BEGIN Entries provided

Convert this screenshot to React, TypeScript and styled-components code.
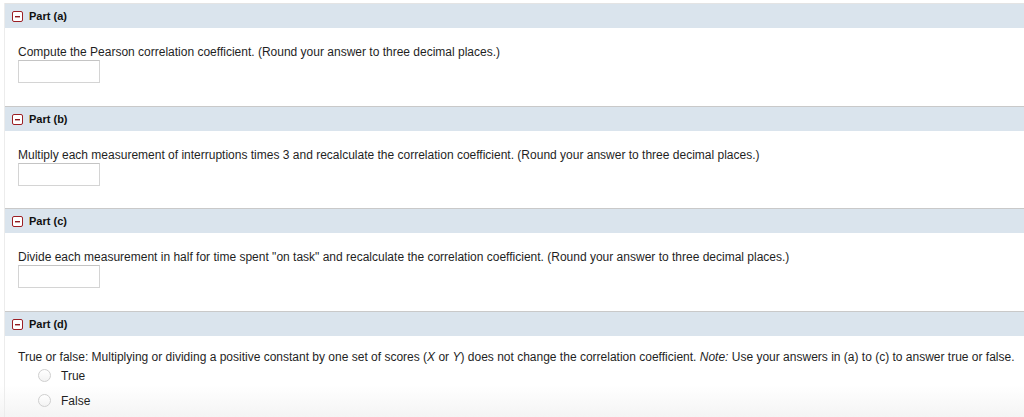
import styled, { createGlobalStyle } from "styled-components";

const GlobalStyle = createGlobalStyle`
  html, body {
    margin: 0;
    padding: 0;
    background: #fff;
  }
  body {
    font-family: "Liberation Sans", Arial, Helvetica, sans-serif;
    font-size: 12px;
    color: #1f1f1f;
  }
`;

const Page = styled.div`
  width: 1024px;
  height: 417px;
  overflow: hidden;
  padding-top: 3px;
  box-sizing: border-box;
  background: linear-gradient(to bottom, #fff 0, #fff 385px, #f4f4f4 417px);
`;

const Frame = styled.div`
  margin-left: 4px;
  border-left: 1px solid #ececec;
`;

const Section = styled.section<{ $gap?: number }>`
  padding-bottom: ${({ $gap }) => $gap ?? 23}px;
`;

const Header = styled.div<{ $first?: boolean }>`
  height: 24px;
  border-top: 1px solid ${({ $first }) => ($first ? "#e4e4e4" : "#c9c9c9")};
  background: #dae4ed;
  display: flex;
  align-items: center;
  gap: 6px;
  padding-left: 7px;
  font-weight: 700;
  font-size: 11px;
  color: #111;
`;

const Body = styled.div<{ $tight?: boolean }>`
  padding: ${({ $tight }) => ($tight ? "14px" : "17px")} 0 0 13px;
`;

const Prompt = styled.div`
  line-height: 14px;
  height: 14px;
  white-space: nowrap;
`;

const AnswerInput = styled.input`
  display: block;
  width: 82px;
  height: 23px;
  box-sizing: border-box;
  margin-top: 1px;
  border: 1px solid #d4d4d4;
  border-top-color: #c4c4c4;
  background: #fff;
  padding: 0 4px;
  font: inherit;
`;

const Options = styled.div`
  display: grid;
  padding-left: 20px;
  margin-top: -1px;
`;

const OptionRow = styled.label`
  display: flex;
  align-items: center;
  gap: 10px;
  height: 25px;
  font-size: 12px;
`;

const Radio = styled.span`
  width: 11px;
  height: 11px;
  border-radius: 50%;
  border: 1px solid #cfcfcf;
  background: linear-gradient(#fff, #f3f3f3);
`;

function CollapseIcon() {
  return (
    <svg width="11" height="11" viewBox="0 0 11 11">
      <rect x="0.5" y="0.5" width="10" height="10" rx="1.5" fill="#fff" stroke="#9c1f24" />
      <rect x="3" y="5" width="5" height="1.4" fill="#8e1a1f" />
    </svg>
  );
}

const parts = [
  {
    id: "a",
    gap: 23,
    prompt:
      "Compute the Pearson correlation coefficient. (Round your answer to three decimal places.)",
  },
  {
    id: "b",
    gap: 22,
    prompt:
      "Multiply each measurement of interruptions times 3 and recalculate the correlation coefficient. (Round your answer to three decimal places.)",
  },
  {
    id: "c",
    gap: 23,
    prompt:
      'Divide each measurement in half for time spent "on task" and recalculate the correlation coefficient. (Round your answer to three decimal places.)',
  },
];

export default function App() {
  return (
    <>
      <GlobalStyle />
      <Page>
        <Frame>
          {parts.map((p, i) => (
            <Section key={p.id} $gap={p.gap}>
              <Header $first={i === 0}>
                <CollapseIcon />
                Part ({p.id})
              </Header>
              <Body>
                <Prompt>{p.prompt}</Prompt>
                <AnswerInput type="text" />
              </Body>
            </Section>
          ))}
          <Section>
            <Header>
              <CollapseIcon />
              Part (d)
            </Header>
            <Body $tight>
              <Prompt>
                True or false: Multiplying or dividing a positive constant by one set of scores (
                <i>X</i> or <i>Y</i>) does not change the correlation coefficient.{" "}
                <i>Note:</i> Use your answers in (a) to (c) to answer true or false.
              </Prompt>
              <Options>
                <OptionRow>
                  <Radio />
                  True
                </OptionRow>
                <OptionRow>
                  <Radio />
                  False
                </OptionRow>
              </Options>
            </Body>
          </Section>
        </Frame>
      </Page>
    </>
  );
}
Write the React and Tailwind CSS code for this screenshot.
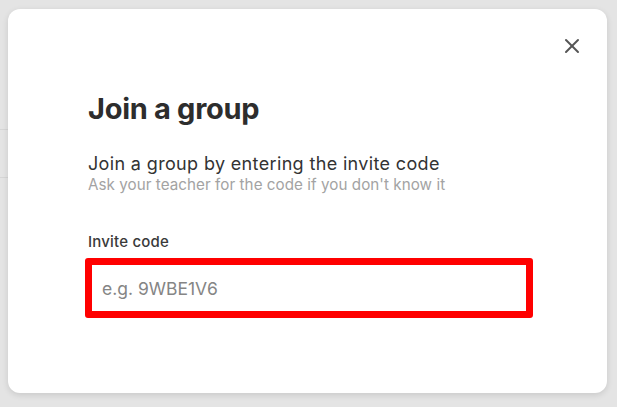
import React from 'react';
import { X } from 'lucide-react';

const App = () => {
  return (
    <div className="relative h-[407px] w-[617px] overflow-hidden bg-[#e4e4e4] pl-[8px] pt-[9px]" style={{ fontFamily: 'Inter, "Open Sans", sans-serif' }}>
      {/* faint page behind the dialog */}
      <div className="absolute left-0 top-[129px] h-px w-[8px] bg-[#d6d6d6]" />
      <div className="absolute left-0 top-[177px] h-px w-[8px] bg-[#d6d6d6]" />

      <div className="relative flex h-[384px] w-[599px] flex-col rounded-[12px] bg-white px-[80px] pt-[80px] shadow-[0_2px_6px_rgba(0,0,0,0.12)]">
        <button className="absolute right-[23px] top-[25px] text-[#555]">
          <X className="h-[24px] w-[24px]" strokeWidth={2} />
        </button>

        <h1 className="text-[29px] font-bold leading-[40px] tracking-[-0.3px] text-[#2d2d2d]">Join a group</h1>

        <div className="mt-[24px] flex flex-col">
          <p className="text-[18px] leading-[22px] tracking-[0.35px] text-[#333]">Join a group by entering the invite code</p>
          <p className="text-[15.2px] leading-[20px] tracking-[0.05px] text-[#a3a3a3]">Ask your teacher for the code if you don't know it</p>
        </div>

        <div className="mt-[37px] flex flex-col gap-[6px]">
          <label className="text-[15px] font-medium leading-[20px] tracking-[0.2px] text-[#3a3a3a]">Invite code</label>
          <div className="ml-[-3px] h-[60px] w-[448px] rounded-[3px] border-[7px] border-[#ff0000] bg-white">
            <input
              className="h-full w-full bg-transparent pl-[10px] text-[17.5px] text-[#333] outline-none placeholder:text-[#858585]"
              placeholder="e.g. 9WBE1V6"
            />
          </div>
        </div>
      </div>
    </div>
  );
};

export default App;
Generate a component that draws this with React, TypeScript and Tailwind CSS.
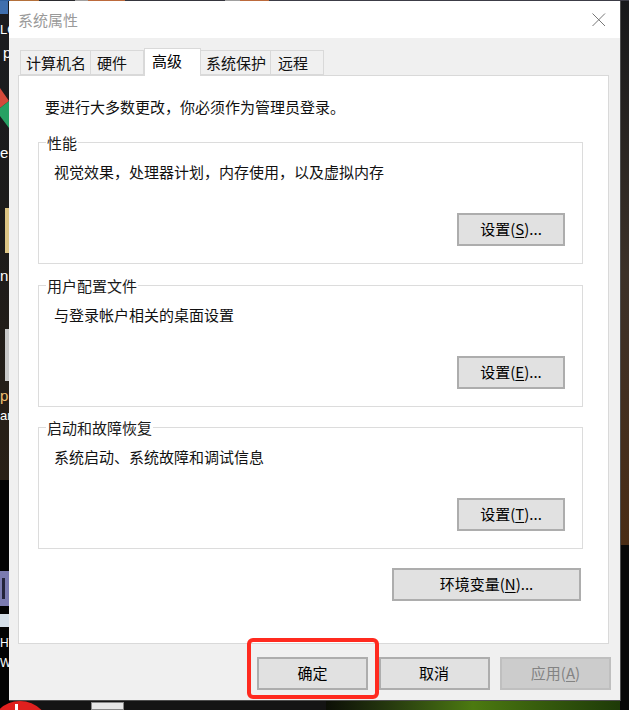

END Entries provided

• [Requirements]
Repeat all of the records verbatim, leaving out the pictures.

• [Result of this task]
Convert this screenshot to React, TypeScript and styled-components code.
import styled, { createGlobalStyle } from "styled-components";

const GlobalStyle = createGlobalStyle`
  html, body {
    margin: 0;
    padding: 0;
    background: #fff;
  }
  body {
    font-family: "Liberation Sans", Arial, Helvetica, sans-serif;
    font-size: 12px;
    color: #1f1f1f;
  }
`;

const Page = styled.div`
  width: 1024px;
  height: 417px;
  overflow: hidden;
  padding-top: 3px;
  box-sizing: border-box;
  background: linear-gradient(to bottom, #fff 0, #fff 385px, #f4f4f4 417px);
`;

const Frame = styled.div`
  margin-left: 4px;
  border-left: 1px solid #ececec;
`;

const Section = styled.section<{ $gap?: number }>`
  padding-bottom: ${({ $gap }) => $gap ?? 23}px;
`;

const Header = styled.div<{ $first?: boolean }>`
  height: 24px;
  border-top: 1px solid ${({ $first }) => ($first ? "#e4e4e4" : "#c9c9c9")};
  background: #dae4ed;
  display: flex;
  align-items: center;
  gap: 6px;
  padding-left: 7px;
  font-weight: 700;
  font-size: 11px;
  color: #111;
`;

const Body = styled.div<{ $tight?: boolean }>`
  padding: ${({ $tight }) => ($tight ? "14px" : "17px")} 0 0 13px;
`;

const Prompt = styled.div`
  line-height: 14px;
  height: 14px;
  white-space: nowrap;
`;

const AnswerInput = styled.input`
  display: block;
  width: 82px;
  height: 23px;
  box-sizing: border-box;
  margin-top: 1px;
  border: 1px solid #d4d4d4;
  border-top-color: #c4c4c4;
  background: #fff;
  padding: 0 4px;
  font: inherit;
`;

const Options = styled.div`
  display: grid;
  padding-left: 20px;
  margin-top: -1px;
`;

const OptionRow = styled.label`
  display: flex;
  align-items: center;
  gap: 10px;
  height: 25px;
  font-size: 12px;
`;

const Radio = styled.span`
  width: 11px;
  height: 11px;
  border-radius: 50%;
  border: 1px solid #cfcfcf;
  background: linear-gradient(#fff, #f3f3f3);
`;

function CollapseIcon() {
  return (
    <svg width="11" height="11" viewBox="0 0 11 11">
      <rect x="0.5" y="0.5" width="10" height="10" rx="1.5" fill="#fff" stroke="#9c1f24" />
      <rect x="3" y="5" width="5" height="1.4" fill="#8e1a1f" />
    </svg>
  );
}

const parts = [
  {
    id: "a",
    gap: 23,
    prompt:
      "Compute the Pearson correlation coefficient. (Round your answer to three decimal places.)",
  },
  {
    id: "b",
    gap: 22,
    prompt:
      "Multiply each measurement of interruptions times 3 and recalculate the correlation coefficient. (Round your answer to three decimal places.)",
  },
  {
    id: "c",
    gap: 23,
    prompt:
      'Divide each measurement in half for time spent "on task" and recalculate the correlation coefficient. (Round your answer to three decimal places.)',
  },
];

export default function App() {
  return (
    <>
      <GlobalStyle />
      <Page>
        <Frame>
          {parts.map((p, i) => (
            <Section key={p.id} $gap={p.gap}>
              <Header $first={i === 0}>
                <CollapseIcon />
                Part ({p.id})
              </Header>
              <Body>
                <Prompt>{p.prompt}</Prompt>
                <AnswerInput type="text" />
              </Body>
            </Section>
          ))}
          <Section>
            <Header>
              <CollapseIcon />
              Part (d)
            </Header>
            <Body $tight>
              <Prompt>
                True or false: Multiplying or dividing a positive constant by one set of scores (
                <i>X</i> or <i>Y</i>) does not change the correlation coefficient.{" "}
                <i>Note:</i> Use your answers in (a) to (c) to answer true or false.
              </Prompt>
              <Options>
                <OptionRow>
                  <Radio />
                  True
                </OptionRow>
                <OptionRow>
                  <Radio />
                  False
                </OptionRow>
              </Options>
            </Body>
          </Section>
        </Frame>
      </Page>
    </>
  );
}
Write the React and Tailwind CSS code for this screenshot.
import React from 'react';
import { X } from 'lucide-react';

const App = () => {
  return (
    <div className="relative h-[407px] w-[617px] overflow-hidden bg-[#e4e4e4] pl-[8px] pt-[9px]" style={{ fontFamily: 'Inter, "Open Sans", sans-serif' }}>
      {/* faint page behind the dialog */}
      <div className="absolute left-0 top-[129px] h-px w-[8px] bg-[#d6d6d6]" />
      <div className="absolute left-0 top-[177px] h-px w-[8px] bg-[#d6d6d6]" />

      <div className="relative flex h-[384px] w-[599px] flex-col rounded-[12px] bg-white px-[80px] pt-[80px] shadow-[0_2px_6px_rgba(0,0,0,0.12)]">
        <button className="absolute right-[23px] top-[25px] text-[#555]">
          <X className="h-[24px] w-[24px]" strokeWidth={2} />
        </button>

        <h1 className="text-[29px] font-bold leading-[40px] tracking-[-0.3px] text-[#2d2d2d]">Join a group</h1>

        <div className="mt-[24px] flex flex-col">
          <p className="text-[18px] leading-[22px] tracking-[0.35px] text-[#333]">Join a group by entering the invite code</p>
          <p className="text-[15.2px] leading-[20px] tracking-[0.05px] text-[#a3a3a3]">Ask your teacher for the code if you don't know it</p>
        </div>

        <div className="mt-[37px] flex flex-col gap-[6px]">
          <label className="text-[15px] font-medium leading-[20px] tracking-[0.2px] text-[#3a3a3a]">Invite code</label>
          <div className="ml-[-3px] h-[60px] w-[448px] rounded-[3px] border-[7px] border-[#ff0000] bg-white">
            <input
              className="h-full w-full bg-transparent pl-[10px] text-[17.5px] text-[#333] outline-none placeholder:text-[#858585]"
              placeholder="e.g. 9WBE1V6"
            />
          </div>
        </div>
      </div>
    </div>
  );
};

export default App;
Generate a component that draws this with React, TypeScript and Tailwind CSS.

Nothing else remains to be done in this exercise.